I liked his essay. I also have felt all along, as he does, that the all bouts of Deflation will be met with inflationary policies--as they already are being met--by Washington.

But what I see in Hathaway is a vein that has long run through the gold commmunity--that gold is a reliable insurance policy. That you can count on Gold to be there.

To time the tipping point between inflation and deflation, as with calling the top for the dot com mania, seems futile. What is clear, however, is that the fear of deflationary outcomes begets inflationary policy responses, as Fed Governor Bernanke has so forcefully stated over the last few years. While there can be no doubt that the end game is deflationary, an inflationary episode or two may occur along the way. For gold, it makes little difference because either prospect erodes confidence in financial assets.

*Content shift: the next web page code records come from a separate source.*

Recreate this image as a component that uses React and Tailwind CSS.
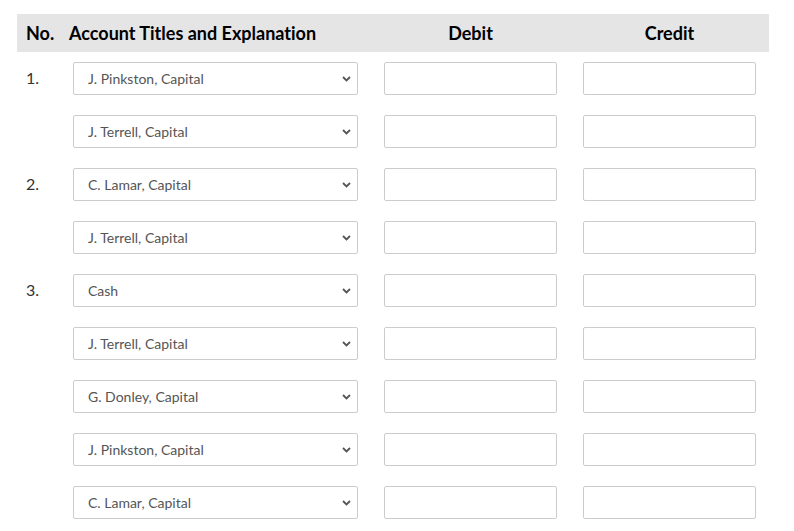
import React from "react";

const rows = [
  { no: "1.", acct: "J. Pinkston, Capital" },
  { no: "", acct: "J. Terrell, Capital" },
  { no: "2.", acct: "C. Lamar, Capital" },
  { no: "", acct: "J. Terrell, Capital" },
  { no: "3.", acct: "Cash" },
  { no: "", acct: "J. Terrell, Capital" },
  { no: "", acct: "G. Donley, Capital" },
  { no: "", acct: "J. Pinkston, Capital" },
  { no: "", acct: "C. Lamar, Capital" },
];

function Chevron() {
  return (
    <svg width="9" height="6" viewBox="0 0 9 6" className="absolute right-[6px] top-[13px]">
      <path d="M1 1 L4.5 4.5 L8 1" fill="none" stroke="#555" strokeWidth="1.8" />
    </svg>
  );
}

export default function App() {
  return (
    <div className="w-[794px] h-[531px] bg-white pt-[14px] pl-[17px] [font-variant-ligatures:none]" style={{ fontFamily: "Lato, 'Noto Sans', sans-serif" }}>
      <div className="w-[752px]">
        <div className="flex h-[38px] items-center bg-[#e5e5e5] text-[18px] font-bold text-black">
          <div className="w-[52px] pl-[9px]">No.</div>
          <div className="w-[315px]">Account Titles and Explanation</div>
          <div className="w-[173px] text-center">Debit</div>
          <div className="w-[26px]"></div>
          <div className="w-[173px] text-center">Credit</div>
        </div>
        <div className="flex flex-col gap-[21px] pt-[10px]">
          {rows.map((r, i) => (
            <div key={i} className="flex h-[32px] items-start">
              <div className="w-[56px] pl-[9px] pt-[4px] text-[16px] text-[#333]">{r.no}</div>
              <div className="relative w-[285px] h-[33px] rounded-[2px] border border-[#ccc] bg-white">
                <div className="pl-[14px] pt-[5px] text-[14px] text-[#555]">{r.acct}</div>
                <Chevron />
              </div>
              <div className="w-[26px]"></div>
              <div className="w-[173px] h-[33px] rounded-[2px] border border-[#ccc] bg-white"></div>
              <div className="w-[26px]"></div>
              <div className="w-[173px] h-[33px] rounded-[2px] border border-[#ccc] bg-white"></div>
            </div>
          ))}
        </div>
      </div>
    </div>
  );
}
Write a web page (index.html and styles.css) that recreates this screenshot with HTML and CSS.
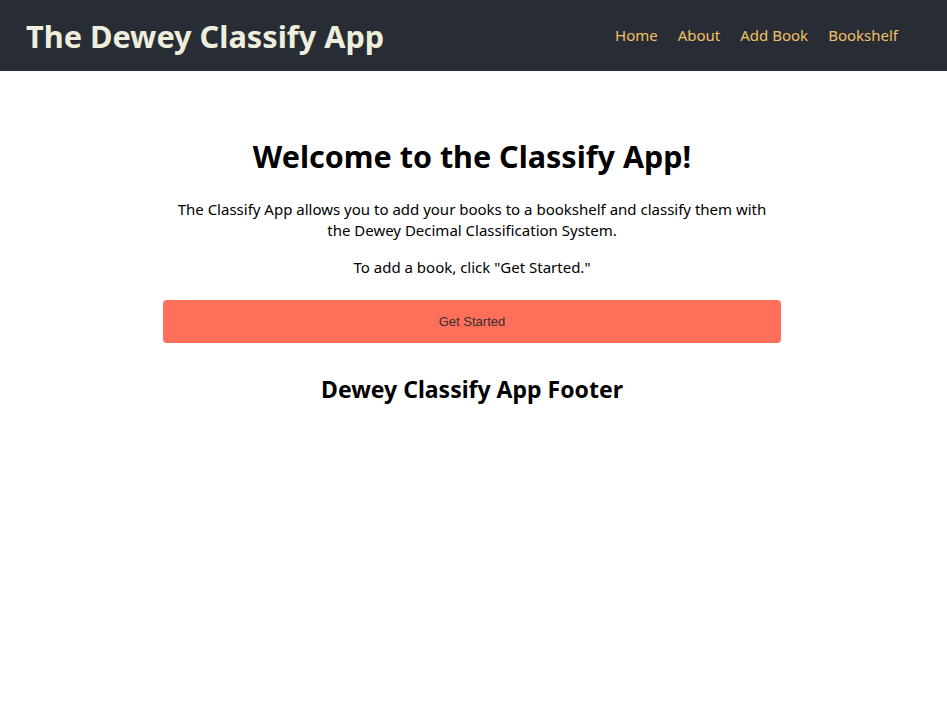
FILE: index.html
```html
<!DOCTYPE html>
<html lang="en">
<head>
<meta charset="utf-8">
<title>The Dewey Classify App</title>
<link rel="stylesheet" href="styles.css">
</head>
<body>
<header class="topbar">
  <h1 class="brand">The Dewey Classify App</h1>
  <nav class="nav">
    <a href="#">Home</a>
    <a href="#">About</a>
    <a href="#">Add Book</a>
    <a href="#">Bookshelf</a>
  </nav>
</header>
<div class="page">
  <main class="content">
    <h1 class="title">Welcome to the Classify App!</h1>
    <p class="lead">The Classify App allows you to add your books to a bookshelf and classify them with the Dewey Decimal Classification System.</p>
    <p class="lead">To add a book, click "Get Started."</p>
    <button class="cta">Get Started</button>
    <h2 class="footer-title">Dewey Classify App Footer</h2>
  </main>
</div>
</body>
</html>
```
FILE: styles.css
```css
* { box-sizing: border-box; }
body {
  margin: 0;
  font-family: "Noto Sans", "Open Sans", sans-serif;
  color: #000;
  background: #fff;
}
.topbar {
  height: 71px;
  background: #282c34;
  display: flex;
  align-items: center;
  justify-content: space-between;
  padding: 0 48px 0 26px;
}
.brand {
  margin: 0;
  font-size: 30.7px;
  font-weight: 700;
  color: #eeeedc;
}
.nav {
  display: flex;
  gap: 20px;
  padding-right: 1px;
  margin-top: -2px;
}
.nav a {
  color: #f2c166;
  text-decoration: none;
  font-size: 15px;
}
.page {
  padding-right: 3px;
}
.content {
  width: 618px;
  margin: 0 auto;
  padding-top: 64px;
  text-align: center;
}
.title {
  margin: 0 0 22px;
  font-size: 30.5px;
  font-weight: 700;
  line-height: 42px;
}
.lead {
  margin: 0 0 16px;
  padding: 0 10px;
  font-size: 15px;
  line-height: 21px;
}
.cta {
  display: block;
  width: 100%;
  height: 43px;
  margin-top: 22px;
  border: none;
  border-radius: 4px;
  background: #ff6f5a;
  color: #333;
  font-family: "Liberation Sans", Arial, sans-serif;
  font-size: 13px;
}
.footer-title {
  margin: 30px 0 0;
  font-size: 23px;
  font-weight: 700;
  line-height: 32px;
}
```
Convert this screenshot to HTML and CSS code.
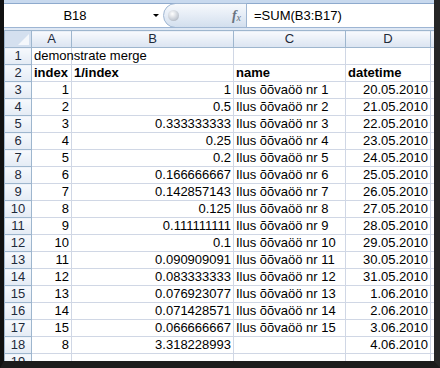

Why doesn't Hathaway devote at least one paragraph to a financial chaos/destablization scenario in which he surmises that Gold alone would not, in fact, work? Others, at least, at this very juncture are suggesting a basket of commodities and a mix of currencies, as a hedge against the mess which is brewing.

Frankly I think Gold should be alot higher right now, and I would see that as rational. I also think the Yen is nearly worthless, and it would be rational for the Japanese to be holding more gold. I also think that Gold will be a destination that people will run to in financial chaos--even as the waves of inflation pass into deflation, as Hathaway writes.

My point is that Hathaway gives what has come to be an all too familar, open-ended kind of guarantee...about Gold's power to rescue. It strikes me as a Belief System.

If we grant that financial chaos is indeed coming, I think a very good case could be made to hold some gold--not because people will rationally hide in gold during the Inflationary Phase--but, that people, will likely hold gold long, long after we have passed into deflation.

Gold is often presented as holding for the rational investor. Maybe gold is better viewed as a key holding for irrational times. I think it's irrational that gold is not much, much higher right now. But, Hathaway advises me to be holding gold now primarily for later, when I think it would be rational for gold to be lower.

He may have a point.



To: Crimson Ghost who wrote (13296)5/7/2004 11:12:32 AM
From: russwinter  Respond to of 110194
 
My favorite Hathaway line,

During extended credit contractions, when lenders and investors alike shy away from risk, credit spreads widen and safety becomes paramount. In the rainy seasons of the 1930's and the 1970's, gold rose against financial assets. It did so not because it was part of some "reflation cocktail" dreamed up and packaged by promotional investors. It did so because a general movement towards safety caused by adverse experience in financial assets investments bid up its price.

Stock market looks narrower and narrower, looks like they try and scrap some nickels and leverage together and just jam some subgroup. Today it's the SOX, about everything else looks miserable, with financials being routed. It will be interesting to see if the mutual funds get redemptions today, causing the clerks there to have to remove some soup can labels from the foul stuff moving through the factory line.